News Release

Mario Monti
No. 143/04
October 19, 2004
EU COMMISSION CLOSE TO SETTLEMENT IN ANTITRUST PROBE OF
COCA-COLA PRACTICES IN EUROPE
The European Commission today received commitments from
The Coca-Cola Company regarding its business practices in the European Union.
Commissioner Monti
considers that the commitments are sufficient for a settlement decision, which
will close a five-year probe. They will bring more competition to the European
market for carbonated soft drinks (CSDs) and increase consumer choice in shops
and at cafés. The commitments will be published for third-party comments before
becoming final. This is only the second[1]
draft settlement decision to be reached since a new EU
Antitrust Regulation came into force last May and the first one to apply Europe-wide.
“The commitments entered into by Coca-Cola will level the playing field
in the carbonated soft drinks markets in Europe. Thanks to the Commission’s action
consumers will generally have more choice at cafés, pubs and shops and will, therefore,
be in a position to choose on the basis of price and personal preferences rather
than pick up a Coca-Cola product because it’s the only one on offer,” said
EU Competition
Commissioner Mario Monti.
The commitments were presented at a meeting today in Brussels by Coca-Cola
Chairman Neville Isdell in the name of his company and of the three major anchor
Coca-Cola bottlers. The commitments foresee:
• No more exclusivity arrangements. At all times, Coca-Cola customers will
remain free to buy and sell carbonated soft drinks (CSDs) from any supplier of
their choice. Obviously, where large, private-sector customers and public authorities
organise a competitive tender for their supplies and Coca-Cola provides the best
offer, it can be the only CSD supplier.
• No target and growth rebates. Coca-Cola will no longer offer any rebates that
reward its customers purely for purchasing the same amount or more of Coca-Cola’s
products than in the past. This should make it easier for Coca-Cola’s customers
to purchase from other CSD suppliers if they so wish.
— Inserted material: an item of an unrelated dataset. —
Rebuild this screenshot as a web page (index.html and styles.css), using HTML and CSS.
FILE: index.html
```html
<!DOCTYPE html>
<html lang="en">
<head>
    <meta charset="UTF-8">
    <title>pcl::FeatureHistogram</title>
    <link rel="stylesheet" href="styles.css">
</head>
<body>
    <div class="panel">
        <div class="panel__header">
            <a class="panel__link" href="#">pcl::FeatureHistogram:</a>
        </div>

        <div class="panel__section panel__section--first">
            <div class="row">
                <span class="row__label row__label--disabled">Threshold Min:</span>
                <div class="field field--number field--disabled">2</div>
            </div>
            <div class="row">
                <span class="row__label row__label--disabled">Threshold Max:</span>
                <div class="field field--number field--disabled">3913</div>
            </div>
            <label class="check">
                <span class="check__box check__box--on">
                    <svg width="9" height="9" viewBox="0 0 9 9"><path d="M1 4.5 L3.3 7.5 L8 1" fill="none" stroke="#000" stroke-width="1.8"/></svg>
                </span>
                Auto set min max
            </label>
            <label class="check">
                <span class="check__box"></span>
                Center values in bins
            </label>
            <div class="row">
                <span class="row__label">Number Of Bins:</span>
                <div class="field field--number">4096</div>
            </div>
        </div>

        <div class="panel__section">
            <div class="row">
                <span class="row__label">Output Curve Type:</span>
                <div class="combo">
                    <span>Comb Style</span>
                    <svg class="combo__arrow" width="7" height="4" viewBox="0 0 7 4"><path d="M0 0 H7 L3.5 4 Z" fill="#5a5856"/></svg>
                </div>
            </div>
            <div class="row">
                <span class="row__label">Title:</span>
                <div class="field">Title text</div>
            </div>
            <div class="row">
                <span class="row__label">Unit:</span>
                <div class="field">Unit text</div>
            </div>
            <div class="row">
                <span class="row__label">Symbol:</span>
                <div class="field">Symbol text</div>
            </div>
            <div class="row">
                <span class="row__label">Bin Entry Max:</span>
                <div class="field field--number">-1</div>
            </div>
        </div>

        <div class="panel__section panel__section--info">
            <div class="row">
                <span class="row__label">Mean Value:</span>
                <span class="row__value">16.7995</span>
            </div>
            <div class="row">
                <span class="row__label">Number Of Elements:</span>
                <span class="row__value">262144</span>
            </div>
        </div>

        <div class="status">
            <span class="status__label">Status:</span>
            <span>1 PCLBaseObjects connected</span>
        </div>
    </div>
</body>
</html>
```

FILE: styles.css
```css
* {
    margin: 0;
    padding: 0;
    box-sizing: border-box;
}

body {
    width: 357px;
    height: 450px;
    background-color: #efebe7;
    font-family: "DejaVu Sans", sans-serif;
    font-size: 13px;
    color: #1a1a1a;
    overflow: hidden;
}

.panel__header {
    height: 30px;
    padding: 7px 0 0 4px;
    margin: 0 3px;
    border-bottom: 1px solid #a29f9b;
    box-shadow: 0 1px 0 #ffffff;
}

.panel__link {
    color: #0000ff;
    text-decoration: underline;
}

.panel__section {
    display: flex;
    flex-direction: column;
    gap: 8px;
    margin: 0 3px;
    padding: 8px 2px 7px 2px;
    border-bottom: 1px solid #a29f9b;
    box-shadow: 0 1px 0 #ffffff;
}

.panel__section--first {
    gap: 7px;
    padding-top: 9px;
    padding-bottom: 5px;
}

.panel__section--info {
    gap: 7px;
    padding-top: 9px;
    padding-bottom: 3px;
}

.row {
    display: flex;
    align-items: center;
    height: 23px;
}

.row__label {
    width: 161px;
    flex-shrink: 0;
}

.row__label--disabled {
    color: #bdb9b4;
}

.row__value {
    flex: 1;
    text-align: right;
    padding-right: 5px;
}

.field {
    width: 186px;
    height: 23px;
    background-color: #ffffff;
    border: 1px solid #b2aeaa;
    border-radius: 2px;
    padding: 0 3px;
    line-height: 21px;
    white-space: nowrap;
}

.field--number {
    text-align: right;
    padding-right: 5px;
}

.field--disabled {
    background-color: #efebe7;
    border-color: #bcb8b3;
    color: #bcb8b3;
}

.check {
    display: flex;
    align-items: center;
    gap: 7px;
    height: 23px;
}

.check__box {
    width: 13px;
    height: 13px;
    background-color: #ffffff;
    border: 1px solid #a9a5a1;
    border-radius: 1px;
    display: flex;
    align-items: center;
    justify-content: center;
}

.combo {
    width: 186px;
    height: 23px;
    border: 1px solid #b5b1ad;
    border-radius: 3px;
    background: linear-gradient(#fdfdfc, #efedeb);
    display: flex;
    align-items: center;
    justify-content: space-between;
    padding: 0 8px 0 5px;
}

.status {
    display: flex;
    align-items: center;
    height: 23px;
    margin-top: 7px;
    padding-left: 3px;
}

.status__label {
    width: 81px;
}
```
• No use of Coca-Cola’s strongest brands to sell less popular products. Coca-Cola
will not require that a customer who only wants to buy one or more of its best-selling
brands (e.g., Coke Regular or Fanta Orange) also has to purchase other Coca-Cola
products, such as its Sprite or its Vanilla Coke.
Similarly, Coca-Cola will no longer offer a rebate to its customers if the
customer commits to buy these other products together with its best-selling products
or to reserve shelf space for the entire group of products.
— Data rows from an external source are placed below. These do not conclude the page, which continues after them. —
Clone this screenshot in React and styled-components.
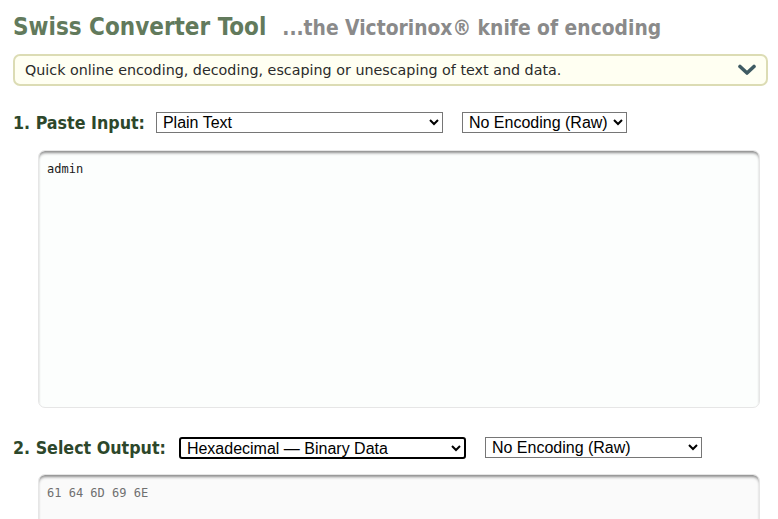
import React from "react";
import styled, { createGlobalStyle } from "styled-components";

const Global = createGlobalStyle`
  html, body { margin: 0; padding: 0; background: #fff; }
  body { font-family: "DejaVu Sans", Verdana, sans-serif; }
`;

const Page = styled.div`
  display: flex;
  flex-direction: column;
  padding: 0 10px 0 13px;
`;

const TitleRow = styled.h1`
  margin: 10px 0 0;
  height: 34px;
  display: flex;
  align-items: baseline;
  gap: 16px;
  font-family: "DejaVu Sans Condensed", "DejaVu Sans", sans-serif;
  font-stretch: condensed;
  font-weight: bold;
  line-height: 34px;
`;

const Title = styled.span`
  font-size: 24px;
  color: #627a5c;
`;

const Subtitle = styled.span`
  font-size: 20.8px;
  color: #8a8a8a;
`;

const Intro = styled.div`
  margin-top: 10px;
  height: 28px;
  display: flex;
  align-items: center;
  justify-content: space-between;
  padding: 0 10px 0 10px;
  background: #fffff2;
  border: 2px solid #dcdcb4;
  border-radius: 7px;
  font-size: 14.3px;
  color: #2b2b2b;
`;

const Row = styled.div`
  display: flex;
  align-items: center;
  margin-top: ${(p) => p.$top}px;
  height: 21px;
`;

const Label = styled.span`
  font-family: "DejaVu Sans Condensed", "DejaVu Sans", sans-serif;
  font-stretch: condensed;
  font-weight: bold;
  font-size: 17.7px;
  color: #2d472b;
  margin-right: ${(p) => p.$gap}px;
  white-space: nowrap;
`;

const Select = styled.select`
  height: ${(p) => (p.$focus ? 22 : 21)}px;
  width: ${(p) => p.$w}px;
  margin-right: ${(p) => p.$mr || 0}px;
  font-family: "Liberation Sans", Arial, sans-serif;
  font-size: 16px;
  color: #000;
  background: #fff;
  border: ${(p) => (p.$focus ? "2px solid #000" : "1px solid #767676")};
  border-radius: ${(p) => (p.$focus ? 3 : 0)}px;
  padding: 0 0 0 2px;
  outline: none;
`;

const Area = styled.textarea`
  display: block;
  box-sizing: border-box;
  margin: ${(p) => p.$top}px 0 0 25px;
  width: 722px;
  height: ${(p) => p.$h}px;
  resize: none;
  border: 1px solid #e6e6e6;
  border-radius: 7px;
  box-shadow: inset 0 3px 3px -1px #8a8a8a;
  background: ${(p) => p.$bg};
  color: ${(p) => p.$color};
  font-family: "DejaVu Sans Mono", monospace;
  font-size: 12px;
  line-height: 16px;
  padding: 10px 8px;
  outline: none;
`;

const Chevron = () => (
  <svg width="18" height="12" viewBox="0 0 18 12">
    <polyline
      points="2,2.5 9,9 16,2.5"
      fill="none"
      stroke="#3f5b63"
      strokeWidth="3.6"
      strokeLinecap="round"
      strokeLinejoin="round"
    />
  </svg>
);

export default function App() {
  return (
    <Page>
      <Global />
      <TitleRow>
        <Title>Swiss Converter Tool</Title>
        <Subtitle>...the Victorinox® knife of encoding</Subtitle>
      </TitleRow>
      <Intro>
        <span>Quick online encoding, decoding, escaping or unescaping of text and data.</span>
        <Chevron />
      </Intro>
      <Row $top={26}>
        <Label $gap={11}>1. Paste Input:</Label>
        <Select $w={287} $mr={19} defaultValue="plain">
          <option value="plain">Plain Text</option>
        </Select>
        <Select $w={165} defaultValue="raw">
          <option value="raw">No Encoding (Raw)</option>
        </Select>
      </Row>
      <Area $top={17} $h={258} $bg="#fcfefd" $color="#1a1a1a" defaultValue="admin" />
      <Row $top={29}>
        <Label $gap={13}>2. Select Output:</Label>
        <Select $w={287} $mr={19} $focus defaultValue="hex">
          <option value="hex">Hexadecimal — Binary Data</option>
        </Select>
        <Select $w={217} defaultValue="raw">
          <option value="raw">No Encoding (Raw)</option>
        </Select>
      </Row>
      <Area $top={16} $h={120} $bg="#fafafa" $color="#707070" defaultValue="61 64 6D 69 6E" readOnly />
    </Page>
  );
}
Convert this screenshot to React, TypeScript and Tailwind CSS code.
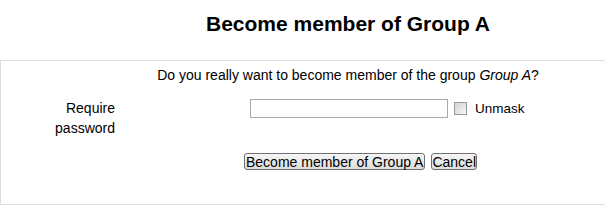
import React from 'react';

const buttonCls =
    'h-[17px] text-[14px] leading-[14px] border border-[#707070] rounded-[3px] bg-gradient-to-b from-[#f6f6f6] to-[#dddddd] text-black';

const App: React.FC = () => {
    return (
        <div className="w-[605px] h-[212px] bg-white overflow-hidden text-black" style={{ fontFamily: '"Liberation Sans", Arial, sans-serif' }}>
            <div className="w-[696px]">
                <h2 className="text-[21px] font-bold leading-[24px] text-center pt-[12px] h-[60px]">Become member of Group A</h2>

                {/* Confirm box */}
                <div className="h-[145px] border border-[#dedede]">
                    <p className="text-[14px] leading-[16px] text-center pt-[6px]">
                        Do you really want to become member of the group <em>Group A</em>?
                    </p>

                    <div className="flex items-start mt-[15px]">
                        <label className="w-[70px] ml-[44px] text-right text-[14px] leading-[20px]">Require password</label>
                        <div className="flex items-center ml-[135px] mt-[1px]">
                            <input
                                type="text"
                                className="w-[198px] h-[19px] border border-[#a9a9a9] outline-none bg-white"
                            />
                            <span className="ml-[6px] -mt-[1px] w-[13px] h-[13px] border border-[#9a9a9a] bg-gradient-to-br from-[#d2d2d2] to-[#f8f8f8]" />
                            <span className="ml-[8px] text-[13.5px] leading-[15px]">Unmask</span>
                        </div>
                    </div>

                    <div className="flex ml-[243px] mt-[15px] gap-[6px]">
                        <button className={`${buttonCls} px-[1px]`}>Become member of Group A</button>
                        <button className={`${buttonCls} px-0`}>Cancel</button>
                    </div>
                </div>
            </div>
        </div>
    );
};

export default App;
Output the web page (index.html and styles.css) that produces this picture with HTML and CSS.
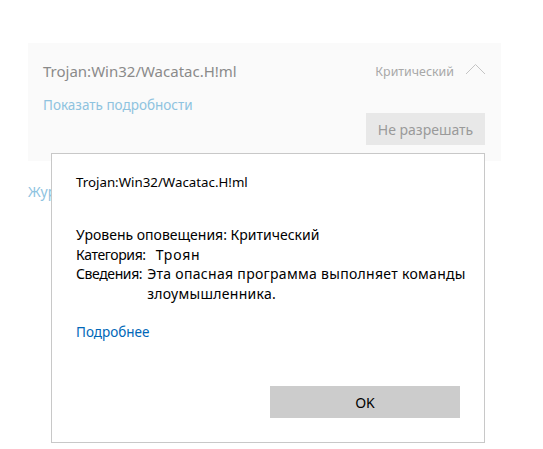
FILE: index.html
```html
<!DOCTYPE html>
<html lang="ru">
<head>
<meta charset="utf-8">
<link rel="stylesheet" href="styles.css">
</head>
<body>
<div class="page">
  <div class="card">
    <div class="card-head">
      <span class="threat-name">Trojan:Win32/Wacatac.H!ml</span>
      <span class="level">Критический</span>
      <svg class="chevron" width="21" height="12" viewBox="0 0 21 12"><path d="M1 11 L10.5 1.5 L20 11" fill="none" stroke="#c4c4c4" stroke-width="1"/></svg>
    </div>
    <a class="show-details">Показать подробности</a>
    <div class="card-actions">
      <button class="deny">Не разрешать</button>
    </div>
  </div>
  <a class="journal">Журнал защиты</a>
</div>

<div class="dialog">
  <div class="dlg-title">Trojan:Win32/Wacatac.H!ml</div>
  <div class="dlg-info">
    <div class="row">Уровень оповещения: Критический</div>
    <div class="row"><span class="lbl">Категория:</span><span class="val val-cat">Троян</span></div>
    <div class="row"><span class="lbl">Сведения:</span><span class="val val-desc">Эта опасная программа выполняет команды злоумышленника.</span></div>
  </div>
  <a class="more">Подробнее</a>
  <div class="dlg-actions">
    <button class="ok">OK</button>
  </div>
</div>
</body>
</html>
```
FILE: styles.css
```css
html, body {
  margin: 0;
  padding: 0;
  background: #ffffff;
  font-family: "Noto Sans", "Open Sans", sans-serif;
}
.page {
  padding: 43px 0 0 28px;
  display: flex;
  flex-direction: column;
  align-items: flex-start;
}
.card {
  width: 473px;
  height: 118px;
  box-sizing: border-box;
  background: #fafafa;
  padding: 17px 15px 0 15px;
  display: flex;
  flex-direction: column;
}
.card-head {
  display: flex;
  align-items: center;
  height: 22px;
}
.threat-name {
  font-size: 15px;
  color: #8a8a8a;
  flex: 1;
}
.level {
  font-size: 12.4px;
  color: #a8a8a8;
  margin-right: 11px;
}
.chevron {
  display: block;
  margin-top: -5px;
}
.show-details {
  font-size: 13.5px;
  color: #8ec3df;
  margin-top: 14px;
  line-height: 18px;
}
.card-actions {
  display: flex;
  justify-content: flex-end;
  margin-top: -1px;
  margin-right: 1px;
}
.deny {
  width: 119px;
  height: 32px;
  border: none;
  background: #e8e8e8;
  color: #9a9a9a;
  font-family: inherit;
  font-size: 14px;
  padding: 0;
}
.journal {
  font-size: 14px;
  color: #8ec3df;
  margin-top: 21px;
}
.dialog {
  position: absolute;
  left: 51px;
  top: 153px;
  width: 434px;
  height: 290px;
  box-sizing: border-box;
  border: 1px solid #c8c8c8;
  background: #ffffff;
  padding: 19px 0 0 24px;
  display: flex;
  flex-direction: column;
  color: #000;
  font-size: 14px;
}
.dlg-title {
  font-size: 13.3px;
  line-height: 19px;
}
.dlg-info {
  margin-top: 33px;
  display: flex;
  flex-direction: column;
}
.row {
  display: flex;
  line-height: 19.5px;
}
.lbl {
  white-space: nowrap;
  letter-spacing: -0.4px;
}
.val-cat {
  margin-left: 10px;
  letter-spacing: 0.8px;
}
.val-desc {
  margin-left: 5px;
  width: 340px;
  letter-spacing: 0.3px;
}
.more {
  margin-top: 20px;
  color: #0067b8;
  font-size: 13.5px;
}
.dlg-actions {
  margin-top: auto;
  margin-bottom: 24px;
  display: flex;
  justify-content: flex-end;
  padding-right: 24px;
}
.ok {
  width: 190px;
  height: 32px;
  border: none;
  background: #cccccc;
  font-family: inherit;
  font-size: 14px;
  color: #000;
  padding: 0;
}
```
• 20% of free space in Coca-Cola’s coolers. Where Coca-Cola provides a free
cooler and there is no other chilled beverage capacity in the outlet to which
the consumer has a direct access, the outlet operator will be free to use at least
20% of the cooler provided by Coca-Cola for any product of its choosing.
The Coca-Cola commitments will be published in the EU’s Official
Journal. If their robustness is confirmed, they will become binding on
the company through a so-called “commitment decision.” If Coca-Cola were to breach
the commitment decision later, a fine could be imposed.
The possibility to make voluntary commitments binding on a company was introduced
by Article 9 of the new Antitrust Regulation (1/2003)
which entered into force in May.
[1]
See
IP/04/1110,
of 17 September 2004 (“New cartel procedure used for the first time forthe
liberalisation of the central marketing of Bundesliga rights”)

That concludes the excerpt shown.